According to emails between Lea and Epstein released as part of the Epstein files, Lea attended a dinner hosted by Epstein's associate Jean-Luc Brunel, who was also charged with sexual assault and human trafficking. On January 18, 2010 Epstein emailed Brunel saying: “It would be nice and i think beneficial for you to have a dinner for Lyndon Lea in New York this week.” Brunel replied: “Done… I am inviting also 10 models. You can tell him.”

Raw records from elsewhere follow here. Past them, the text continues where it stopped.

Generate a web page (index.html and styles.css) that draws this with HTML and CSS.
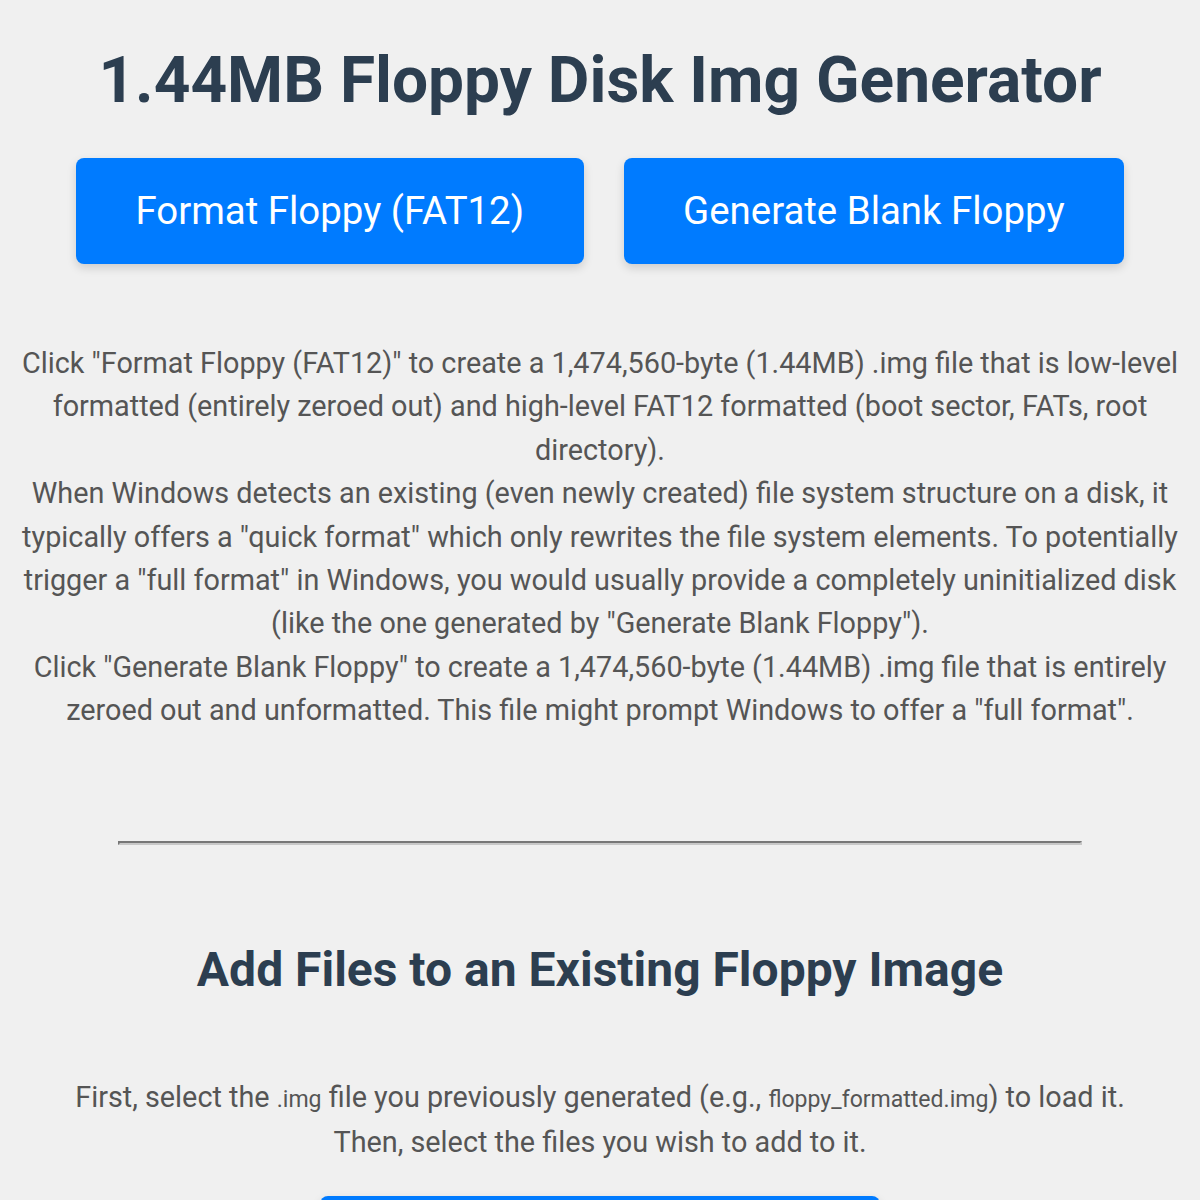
FILE: index.html
```html
<!DOCTYPE html>
<html lang="en">
<head>
<meta charset="utf-8">
<title>1.44MB Floppy Disk Img Generator</title>
<link rel="stylesheet" href="styles.css">
</head>
<body>
<div class="container">
  <h1 class="title">1.44MB Floppy Disk Img Generator</h1>
  <div class="actions">
    <button class="btn">Format Floppy (FAT12)</button>
    <button class="btn">Generate Blank Floppy</button>
  </div>
  <p class="info intro">Click "Format Floppy (FAT12)" to create a 1,474,560-byte (1.44MB) .img file that is low-level formatted (entirely zeroed out) and high-level FAT12 formatted (boot sector, FATs, root directory).<br>When Windows detects an existing (even newly created) file system structure on a disk, it typically offers a "quick format" which only rewrites the file system elements. To potentially trigger a "full format" in Windows, you would usually provide a completely uninitialized disk (like the one generated by "Generate Blank Floppy").<br>Click "Generate Blank Floppy" to create a 1,474,560-byte (1.44MB) .img file that is entirely zeroed out and unformatted. This file might prompt Windows to offer a "full format".</p>
  <hr class="divider">
  <h2 class="subtitle">Add Files to an Existing Floppy Image</h2>
  <p class="info steps">First, select the <span class="code">.img</span> file you previously generated (e.g., <span class="code">floppy_formatted.img</span>) to load it.<br>Then, select the files you wish to add to it.</p>
  <button class="btn btn-wide">Select Floppy Image (.img)</button>
</div>
</body>
</html>
```
FILE: styles.css
```css
html, body {
  margin: 0;
  padding: 0;
  background: #f0f0f0;
}

body {
  font-family: Roboto, "Noto Sans", "Liberation Sans", sans-serif;
}

.container {
  padding: 0 20px;
  text-align: center;
}

.title {
  margin: 43px 0 40px;
  font-size: 64px;
  font-weight: 700;
  line-height: normal;
  color: #2c3e50;
}

.actions {
  display: flex;
  justify-content: center;
  gap: 40px;
}

.btn {
  font-family: inherit;
  font-size: 38.4px;
  line-height: 45px;
  color: #ffffff;
  background: #007bff;
  border: none;
  border-radius: 8px;
  padding: 30px 59.5px 31px;
  box-shadow: 0 4px 10px rgba(0, 0, 0, 0.15);
  cursor: pointer;
}

.info {
  font-size: 28.8px;
  line-height: 43.4px;
  color: #555555;
}

.intro {
  margin: 78px 0 0;
}

.divider {
  width: 960px;
  height: 0;
  margin: 108px auto 0;
  border-style: solid;
  border-width: 2px;
  border-color: #777777 #c8c8c8 #c8c8c8 #777777;
}

.subtitle {
  margin: 96px 0 78px;
  font-size: 48px;
  font-weight: 700;
  line-height: normal;
  color: #2c3e50;
}

.steps {
  margin: 0 0 32px;
}

.code {
  font-size: 0.8em;
}

.btn-wide {
  width: 560px;
}
```
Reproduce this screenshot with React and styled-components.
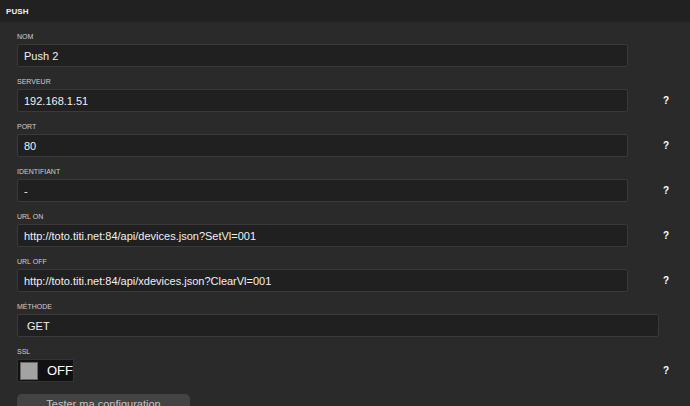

Correspondence in the Epstein files also indicates that Epstein introduced a 25-year-old Romanian woman to Lea, who Lea subsequently referred to an internship at Findus and later to AllSaints. According to emails released as part of the Epstein files, Epstein messaged Lea that she was “serious, not a toy, toys are also available”, to which Lea responded: “She has been put into a proper roll. Its in her hands now.” Epstein said: “Thanks, i really appreciate it.” Subsequently, emails indicate that Lea invited the woman to a party but she told Epstein she did not go because her friend was not free and she would have known only Lea. Epstein replied: “That was a BIG mistake, Do not do it again. This is business, if you don’t got to dinners and parties, you will not be rehired.” Two months later a woman understood to have been the same person told Epstein she was “a bit afraid” of Lea. “About Lyndon I can say that maybe I was a bit afraid of, but can’t say why. I feel somehow that I own him for the help I’ve got from him,” she wrote.

The woman later wrote to Epstein that she was working as the executive assistant to CEO William Kim, and then described: "Also, wanted you to see William Kim, my ex-boss...current bf :) let me know what you think :). "The couple are now married and have two children.

In early 2010, Epstein appears to have arranged for a woman named Cindy Lopez, aged 27, to meet Lea for dinner and advised her on what to wear. She asked Epstein whether the “motive” was “business or pleasure”. Epstein replied “both”, adding that Lea was “cute, rich knows few people”.